● DATA SEGMENT:
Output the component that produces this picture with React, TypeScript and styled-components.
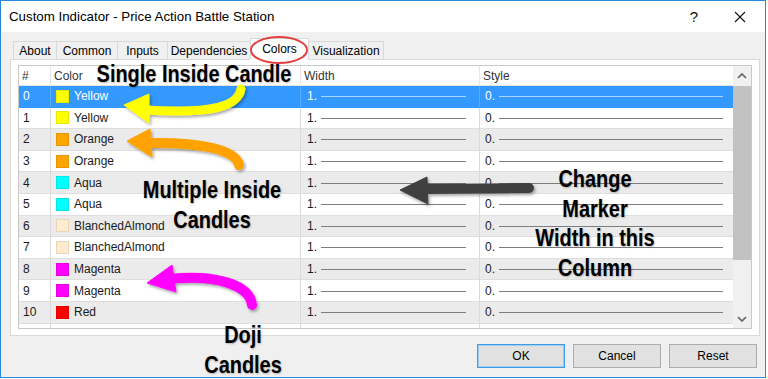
import React from "react";
import styled, { createGlobalStyle } from "styled-components";

const GlobalStyle = createGlobalStyle`
  html, body {
    margin: 0;
    padding: 0;
    background: #ffffff;
  }
  body {
    font-family: "Liberation Sans", Arial, sans-serif;
  }
  * {
    box-sizing: border-box;
  }
`;

const Window = styled.div`
  position: relative;
  width: 766px;
  height: 378px;
  border: 1px solid #2b88d8;
  background: #f0f0f0;
  display: flex;
  flex-direction: column;
  overflow: hidden;
`;

const TitleBar = styled.div`
  flex: none;
  height: 31px;
  display: flex;
  align-items: center;
  background: #ffffff;
  padding: 0 2px 0 8px;
  color: #000;
`;

const TitleText = styled.span`
  flex: 1;
  font-size: 13.3px;
`;

const CaptionButton = styled.div`
  width: 46px;
  height: 31px;
  display: flex;
  align-items: center;
  justify-content: center;
  font-size: 15px;
  color: #111;
`;

const Body = styled.div`
  flex: 1;
  display: flex;
  flex-direction: column;
  padding: 7px 5px 8px 9px;
`;

const TabStrip = styled.div`
  display: flex;
  align-items: flex-end;
  height: 21px;
  padding-left: 4px;
  margin-bottom: -1px;
  position: relative;
  z-index: 1;
`;

const Tab = styled.div<{ $width: number; $active?: boolean }>`
  width: ${({ $width }) => $width}px;
  height: ${({ $active }) => ($active ? 22 : 19)}px;
  margin-left: -1px;
  display: flex;
  align-items: center;
  justify-content: center;
  padding-bottom: ${({ $active }) => ($active ? 1 : 0)}px;
  font-size: 12px;
  color: #000;
  background: ${({ $active }) => ($active ? "#ffffff" : "#f0f0f0")};
  border: 1px solid #d9d9d9;
  border-bottom-color: ${({ $active }) => ($active ? "#ffffff" : "#d9d9d9")};
`;

const Panel = styled.div`
  width: 750px;
  height: 277px;
  background: #ffffff;
  border: 1px solid #d9d9d9;
  padding: 5px 7px 6px 7px;
`;

const Grid = styled.div`
  height: 264px;
  border: 1px solid #c8c8c8;
  display: flex;
  overflow: hidden;
`;

const Table = styled.div`
  flex: 1;
  display: flex;
  flex-direction: column;
  overflow: hidden;
`;

const columns = "32px 250px 179px 254px";

const HeaderRow = styled.div`
  flex: none;
  height: 20px;
  display: grid;
  grid-template-columns: ${columns};
  border-bottom: 1px solid #e2e2e2;
  background: #ffffff;
`;

const HeaderCell = styled.div`
  display: flex;
  align-items: center;
  padding-left: 3px;
  font-size: 12px;
  color: #333;
  border-right: 1px solid #e6e6e6;
`;

const Row = styled.div<{ $selected?: boolean; $shaded?: boolean }>`
  flex: none;
  height: 21.6px;
  display: grid;
  grid-template-columns: ${columns};
  font-size: 12px;
  color: ${({ $selected }) => ($selected ? "#ffffff" : "#1a1a1a")};
  background: ${({ $selected, $shaded }) =>
    $selected ? "#3399ff" : $shaded ? "#ebebeb" : "#ffffff"};
  border-bottom: 1px solid
    ${({ $selected }) => ($selected ? "#3399ff" : "#dedede")};
`;

const Cell = styled.div<{ $pad: number; $selected?: boolean }>`
  display: flex;
  align-items: center;
  padding-left: ${({ $pad }) => $pad}px;
  border-right: 1px solid
    ${({ $selected }) => ($selected ? "#5aaeff" : "#dadada")};
  overflow: hidden;
  white-space: nowrap;
`;

/* the row clipped by the grid's bottom edge: only its swatch top shows */
const ClippedCell = styled(Cell)`
  align-items: flex-start;
  padding-top: 4px;
`;

const Swatch = styled.span<{ $color: string }>`
  width: 13px;
  height: 13px;
  flex: none;
  margin-right: 5px;
  background: ${({ $color }) => $color};
  border: 1px solid rgba(0, 0, 0, 0.09);
`;

const ValueLine = styled.span<{ $trail: number; $selected?: boolean }>`
  flex: 1;
  height: 1px;
  margin: 1px ${({ $trail }) => $trail}px 0 4px;
  background: ${({ $selected }) =>
    $selected ? "rgba(255,255,255,0.6)" : "#7d7d7d"};
`;

const ScrollBar = styled.div`
  width: 18px;
  flex: none;
  display: flex;
  flex-direction: column;
  background: #f0f0f0;
`;

const ScrollArrow = styled.div<{ $height: number }>`
  height: ${({ $height }) => $height}px;
  flex: none;
  display: flex;
  align-items: center;
  justify-content: center;
`;

const ScrollTrack = styled.div`
  flex: 1;
`;

const ScrollThumb = styled.div`
  height: 174px;
  background: #c2c2c2;
`;

const ButtonRow = styled.div`
  display: flex;
  justify-content: flex-end;
  gap: 8px;
  margin-top: 8px;
  padding-right: 3px;
`;

const Button = styled.button<{ $default?: boolean }>`
  width: 88px;
  height: 24px;
  padding: 0;
  font-family: "Liberation Sans", Arial, sans-serif;
  font-size: 12px;
  color: #000;
  background: #e1e1e1;
  border: 1px solid ${({ $default }) => ($default ? "#3f9be3" : "#adadad")};
  box-shadow: ${({ $default }) => ($default ? "inset 0 0 0 1px #9fcdf1" : "none")};
`;

const Overlay = styled.div`
  position: absolute;
  top: -1px;
  left: -1px;
  width: 766px;
  height: 378px;
  z-index: 5;
  pointer-events: none;
`;

const ArrowLayer = styled.svg`
  position: absolute;
  inset: 0;
`;

const Callout = styled.div<{ $x: number; $y: number }>`
  position: absolute;
  left: ${({ $x }) => $x}px;
  top: ${({ $y }) => $y}px;
  transform: translateX(-50%) scaleX(0.83);
  font-family: "Liberation Sans", Arial, sans-serif;
  font-weight: bold;
  font-size: 24px;
  line-height: 29.5px;
  text-align: center;
  white-space: nowrap;
  color: #000;
  text-shadow: 1px 1px 2px rgba(0, 0, 0, 0.25);
`;

type ColorRow = { name: string; hex: string };

const rows: ColorRow[] = [
  { name: "Yellow", hex: "#ffff00" },
  { name: "Yellow", hex: "#ffff00" },
  { name: "Orange", hex: "#ffa500" },
  { name: "Orange", hex: "#ffa500" },
  { name: "Aqua", hex: "#00ffff" },
  { name: "Aqua", hex: "#00ffff" },
  { name: "BlanchedAlmond", hex: "#ffebcd" },
  { name: "BlanchedAlmond", hex: "#ffebcd" },
  { name: "Magenta", hex: "#ff00ff" },
  { name: "Magenta", hex: "#ff00ff" },
  { name: "Red", hex: "#ff0000" },
];

const tabs = [
  { label: "About", width: 44 },
  { label: "Common", width: 62 },
  { label: "Inputs", width: 51 },
  { label: "Dependencies", width: 84 },
  { label: "Colors", width: 59, active: true },
  { label: "Visualization", width: 76 },
];

const Chevron = ({ down }: { down?: boolean }) => (
  <svg width="10" height="6" viewBox="0 0 10 6">
    <path
      d={down ? "M1 1 L5 5 L9 1" : "M1 5 L5 1 L9 5"}
      fill="none"
      stroke="#5f5f5f"
      strokeWidth="1.6"
    />
  </svg>
);

const Annotations = () => (
  <ArrowLayer width="766" height="378" viewBox="0 0 766 378">
    <defs>
      <filter id="shade" x="-20%" y="-20%" width="140%" height="160%">
        <feDropShadow dx="1.5" dy="2" stdDeviation="1.5" floodColor="#000" floodOpacity="0.35" />
      </filter>
    </defs>
    <ellipse cx="279" cy="50" rx="28" ry="13" fill="none" stroke="#e2403f" strokeWidth="2" />

    <g filter="url(#shade)" fill="#ffff00" stroke="#ffff00">
      <path d="M241 89 C238 106, 214 114, 146 110" fill="none" strokeWidth="9" strokeLinecap="round" />
      <polygon points="124,105 149,94 149,123" strokeWidth="1" strokeLinejoin="round" />
    </g>

    <g filter="url(#shade)" fill="#ffa200" stroke="#ffa200">
      <path d="M148 143 C202 142, 236 150, 239 165" fill="none" strokeWidth="10" strokeLinecap="round" />
      <polygon points="127,141 150,129 152,157" strokeWidth="1" strokeLinejoin="round" />
    </g>

    <g filter="url(#shade)" fill="#ff00ff" stroke="#ff00ff">
      <path d="M170 279 C216 274, 250 285, 252 305" fill="none" strokeWidth="10" strokeLinecap="round" />
      <polygon points="147,283 172,265 176,292" strokeWidth="1" strokeLinejoin="round" />
    </g>

    <g filter="url(#shade)" fill="#404040" stroke="#404040">
      <path d="M424 189 L529 188" fill="none" strokeWidth="10" strokeLinecap="round" />
      <polygon points="400,190 427,177 428,204" strokeWidth="1" strokeLinejoin="round" />
    </g>
  </ArrowLayer>
);

export default function App() {
  return (
    <>
      <GlobalStyle />
      <Window>
        <TitleBar>
          <TitleText>Custom Indicator - Price Action Battle Station</TitleText>
          <CaptionButton>?</CaptionButton>
          <CaptionButton>
            <svg width="12" height="12" viewBox="0 0 12 12">
              <path d="M1 1 L11 11 M11 1 L1 11" stroke="#111" strokeWidth="1.1" />
            </svg>
          </CaptionButton>
        </TitleBar>

        <Body>
          <TabStrip>
            {tabs.map((t) => (
              <Tab key={t.label} $width={t.width} $active={t.active}>
                {t.label}
              </Tab>
            ))}
          </TabStrip>

          <Panel>
            <Grid>
              <Table>
                <HeaderRow>
                  <HeaderCell>#</HeaderCell>
                  <HeaderCell>Color</HeaderCell>
                  <HeaderCell>Width</HeaderCell>
                  <HeaderCell>Style</HeaderCell>
                </HeaderRow>
                {rows.map((r, i) => {
                  const selected = i === 0;
                  return (
                    <Row key={i} $selected={selected} $shaded={i % 2 === 0}>
                      <Cell $pad={4} $selected={selected}>{i}</Cell>
                      <Cell $pad={5} $selected={selected}>
                        <Swatch $color={r.hex} />
                        {r.name}
                      </Cell>
                      <Cell $pad={6} $selected={selected}>
                        1.
                        <ValueLine $trail={13} $selected={selected} />
                      </Cell>
                      <Cell $pad={5} $selected={selected}>
                        0.
                        <ValueLine $trail={10} $selected={selected} />
                      </Cell>
                    </Row>
                  );
                })}
                <Row>
                  <ClippedCell $pad={4} />
                  <ClippedCell $pad={5}>
                    <Swatch $color="#8f86e8" />
                  </ClippedCell>
                  <ClippedCell $pad={6} />
                  <ClippedCell $pad={5} />
                </Row>
              </Table>
              <ScrollBar>
                <ScrollArrow $height={20}>
                  <Chevron />
                </ScrollArrow>
                <ScrollTrack>
                  <ScrollThumb />
                </ScrollTrack>
                <ScrollArrow $height={19}>
                  <Chevron down />
                </ScrollArrow>
              </ScrollBar>
            </Grid>
          </Panel>

          <ButtonRow>
            <Button $default>OK</Button>
            <Button>Cancel</Button>
            <Button>Reset</Button>
          </ButtonRow>
        </Body>

        <Overlay>
          <Annotations />
          <Callout $x={194} $y={59}>Single Inside Candle</Callout>
          <Callout $x={212} $y={175}>
            Multiple Inside
            <br />
            Candles
          </Callout>
          <Callout $x={595} $y={164}>
            Change
            <br />
            Marker
            <br />
            Width in this
            <br />
            Column
          </Callout>
          <Callout $x={243} $y={320}>
            Doji
            <br />
            Candles
          </Callout>
        </Overlay>
      </Window>
    </>
  );
}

● YOUR GOAL: Identify each line holding the string "this", and copy it out.

● TASK ANSWER:
Output the component that produces this picture with React, TypeScript and styled-components.
            Width in this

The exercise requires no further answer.